A cryogenic fluid flows through a tube $$20 \mathrm{~mm}$$ in diameter, the outer surface of which is diffuse and gray with an emissivity of $$0.02$$ and temperature of $$77 \mathrm{~K}$$. This tube is concentric with a larger tube of 50 $$\mathrm{mm}$$ diameter, the inner surface of which is diffuse and gray with an emissivity of $$0.05$$ and temperature of $$300 \mathrm{~K}$$. The space between the surfaces is evacuated. Determine the heat gain by the cryogenic fluid per unit length of the inner tube.

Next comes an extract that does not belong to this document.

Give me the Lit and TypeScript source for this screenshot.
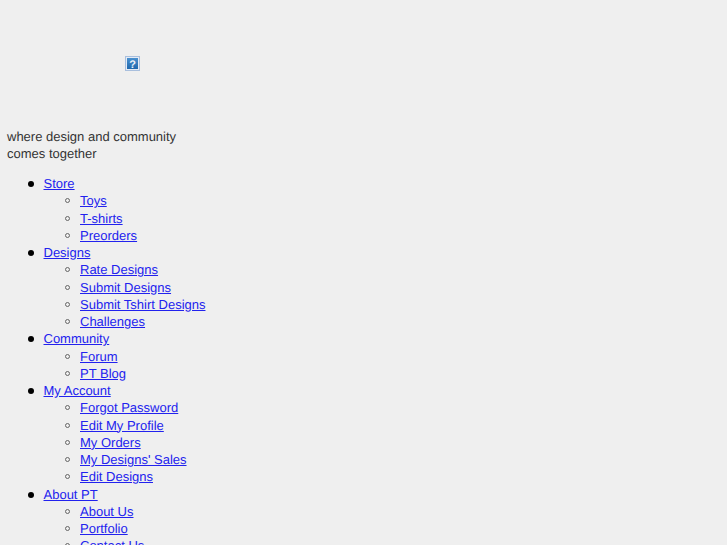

If a thin-walled radiation shield that is diffuse and gray with an emissivity of $$0.02$$ (both sides) is inserted midway between the inner and outer surfaces, calculate the change (percentage) in heat gain per unit length of the inner tube.

Answer

**step1 Identify Given Parameters and State Stefan-Boltzmann Constant**

Identify all given dimensions, temperatures, and emissivities for the inner tube, outer tube, and radiation shield. The Stefan-Boltzmann constant, denoted by $$\sigma$$, is a fundamental physical constant required for radiation heat transfer calculations.

Given:
Inner tube (1): Diameter $$D_1 = 20 \mathrm{~mm} = 0.02 \mathrm{~m}$$, Emissivity $$\epsilon_1 = 0.02$$, Temperature $$T_1 = 77 \mathrm{~K}$$
Outer tube (2): Diameter $$D_2 = 50 \mathrm{~mm} = 0.05 \mathrm{~m}$$, Emissivity $$\epsilon_2 = 0.05$$, Temperature $$T_2 = 300 \mathrm{~K}$$
Radiation shield (3): Emissivity $$\epsilon_3 = 0.02$$ (both sides)
Stefan-Boltzmann constant $$\sigma = 5.67 \times 10^{-8} \mathrm{~W/(m^2 \cdot K^4)}$$

The diameter of the radiation shield is midway between the inner and outer tubes:

$$D_3 = \frac{D_1 + D_2}{2} = \frac{0.02 \mathrm{~m} + 0.05 \mathrm{~m}}{2} = 0.035 \mathrm{~m}$$

**step2 Calculate Heat Gain Without Radiation Shield**

The heat transfer by radiation between two concentric cylinders (1 and 2) per unit length, when heat is flowing from the hotter outer cylinder to the colder inner cylinder, is given by the formula:

$$ \frac{Q_{old}}{L} = \frac{\sigma (\pi D_1) (T_2^4 - T_1^4)}{\frac{1}{\epsilon_1} + \frac{D_1}{D_2}\left(\frac{1}{\epsilon_2}-1\right)} $$

First, calculate the temperature difference term $$T_2^4 - T_1^4$$:

$$ T_2^4 - T_1^4 = (300 \mathrm{~K})^4 - (77 \mathrm{~K})^4 = 8,100,000,000 \mathrm{~K^4} - 35,300,000 \mathrm{~K^4} = 8,064,700,000 \mathrm{~K^4} $$

Next, calculate the denominator, which represents the effective radiation resistance:

$$ \frac{1}{\epsilon_1} + \frac{D_1}{D_2}\left(\frac{1}{\epsilon_2}-1\right) = \frac{1}{0.02} + \frac{0.02 \mathrm{~m}}{0.05 \mathrm{~m}}\left(\frac{1}{0.05}-1\right) $$
$$ = 50 + 0.4(20-1) = 50 + 0.4 \times 19 = 50 + 7.6 = 57.6 $$

Now, substitute these values into the heat transfer formula to find the heat gain per unit length:

$$ \frac{Q_{old}}{L} = \frac{5.67 \times 10^{-8} \mathrm{~W/(m^2 \cdot K^4)} \times (\pi \times 0.02 \mathrm{~m}) \times (8,064,700,000 \mathrm{~K^4})}{57.6} $$
$$ \frac{Q_{old}}{L} = \frac{28.791 \mathrm{~W/m}}{57.6} = 0.49984 \mathrm{~W/m} $$

Rounding to three significant figures, the heat gain without the shield is approximately $$0.500 \mathrm{~W/m}$$.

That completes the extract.